**WHAT NEEDS TO BE DONE**
Transcribe all of the data exactly. Omit the pictures.

**GIVEN DATA**
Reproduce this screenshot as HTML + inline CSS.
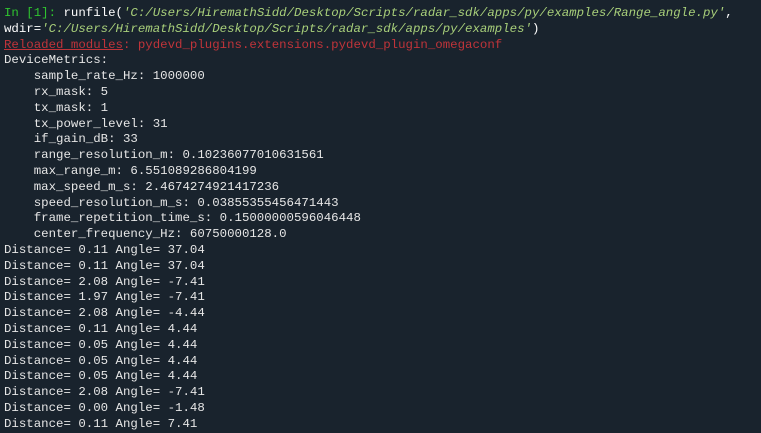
<!DOCTYPE html>
<html><head><style>
html,body{margin:0;padding:0;background:#19232d;width:761px;height:433px;overflow:hidden}
pre{margin:0;padding:6px 0 0 4px;font-family:"Liberation Mono",monospace;font-size:12.4px;line-height:15.8px;color:#e6e6e6;white-space:pre}
.g{color:#2fc42f}.w{color:#fff}.s{color:#a8cf7a;font-style:italic}.r{color:#c0343a}.u{text-decoration:underline}
</style></head><body><pre><span class="g">In [1]:</span> <span class="w">runfile(</span><span class="s">'C:/Users/HiremathSidd/Desktop/Scripts/radar_sdk/apps/py/examples/Range_angle.py'</span><span class="w">,</span>
<span class="w">wdir=</span><span class="s">'C:/Users/HiremathSidd/Desktop/Scripts/radar_sdk/apps/py/examples'</span><span class="w">)</span>
<span class="r"><span class="u">Reloaded modules</span>: pydevd_plugins.extensions.pydevd_plugin_omegaconf</span>
DeviceMetrics:
    sample_rate_Hz: 1000000
    rx_mask: 5
    tx_mask: 1
    tx_power_level: 31
    if_gain_dB: 33
    range_resolution_m: 0.10236077010631561
    max_range_m: 6.551089286804199
    max_speed_m_s: 2.4674274921417236
    speed_resolution_m_s: 0.03855355456471443
    frame_repetition_time_s: 0.15000000596046448
    center_frequency_Hz: 60750000128.0
Distance= 0.11 Angle= 37.04
Distance= 0.11 Angle= 37.04
Distance= 2.08 Angle= -7.41
Distance= 1.97 Angle= -7.41
Distance= 2.08 Angle= -4.44
Distance= 0.11 Angle= 4.44
Distance= 0.05 Angle= 4.44
Distance= 0.05 Angle= 4.44
Distance= 0.05 Angle= 4.44
Distance= 2.08 Angle= -7.41
Distance= 0.00 Angle= -1.48
Distance= 0.11 Angle= 7.41</pre></body></html>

**EXERCISE RESPONSE**
Reproduce this screenshot as HTML + inline CSS.
<!DOCTYPE html>
<html><head><style>
html,body{margin:0;padding:0;background:#19232d;width:761px;height:433px;overflow:hidden}
pre{margin:0;padding:6px 0 0 4px;font-family:"Liberation Mono",monospace;font-size:12.4px;line-height:15.8px;color:#e6e6e6;white-space:pre}
.g{color:#2fc42f}.w{color:#fff}.s{color:#a8cf7a;font-style:italic}.r{color:#c0343a}.u{text-decoration:underline}
</style></head><body><pre><span class="g">In [1]:</span> <span class="w">runfile(</span><span class="s">'C:/Users/HiremathSidd/Desktop/Scripts/radar_sdk/apps/py/examples/Range_angle.py'</span><span class="w">,</span>
<span class="w">wdir=</span><span class="s">'C:/Users/HiremathSidd/Desktop/Scripts/radar_sdk/apps/py/examples'</span><span class="w">)</span>
<span class="r"><span class="u">Reloaded modules</span>: pydevd_plugins.extensions.pydevd_plugin_omegaconf</span>
DeviceMetrics:
    sample_rate_Hz: 1000000
    rx_mask: 5
    tx_mask: 1
    tx_power_level: 31
    if_gain_dB: 33
    range_resolution_m: 0.10236077010631561
    max_range_m: 6.551089286804199
    max_speed_m_s: 2.4674274921417236
    speed_resolution_m_s: 0.03855355456471443
    frame_repetition_time_s: 0.15000000596046448
    center_frequency_Hz: 60750000128.0
Distance= 0.11 Angle= 37.04
Distance= 0.11 Angle= 37.04
Distance= 2.08 Angle= -7.41
Distance= 1.97 Angle= -7.41
Distance= 2.08 Angle= -4.44
Distance= 0.11 Angle= 4.44
Distance= 0.05 Angle= 4.44
Distance= 0.05 Angle= 4.44
Distance= 0.05 Angle= 4.44
Distance= 2.08 Angle= -7.41
Distance= 0.00 Angle= -1.48
Distance= 0.11 Angle= 7.41</pre></body></html>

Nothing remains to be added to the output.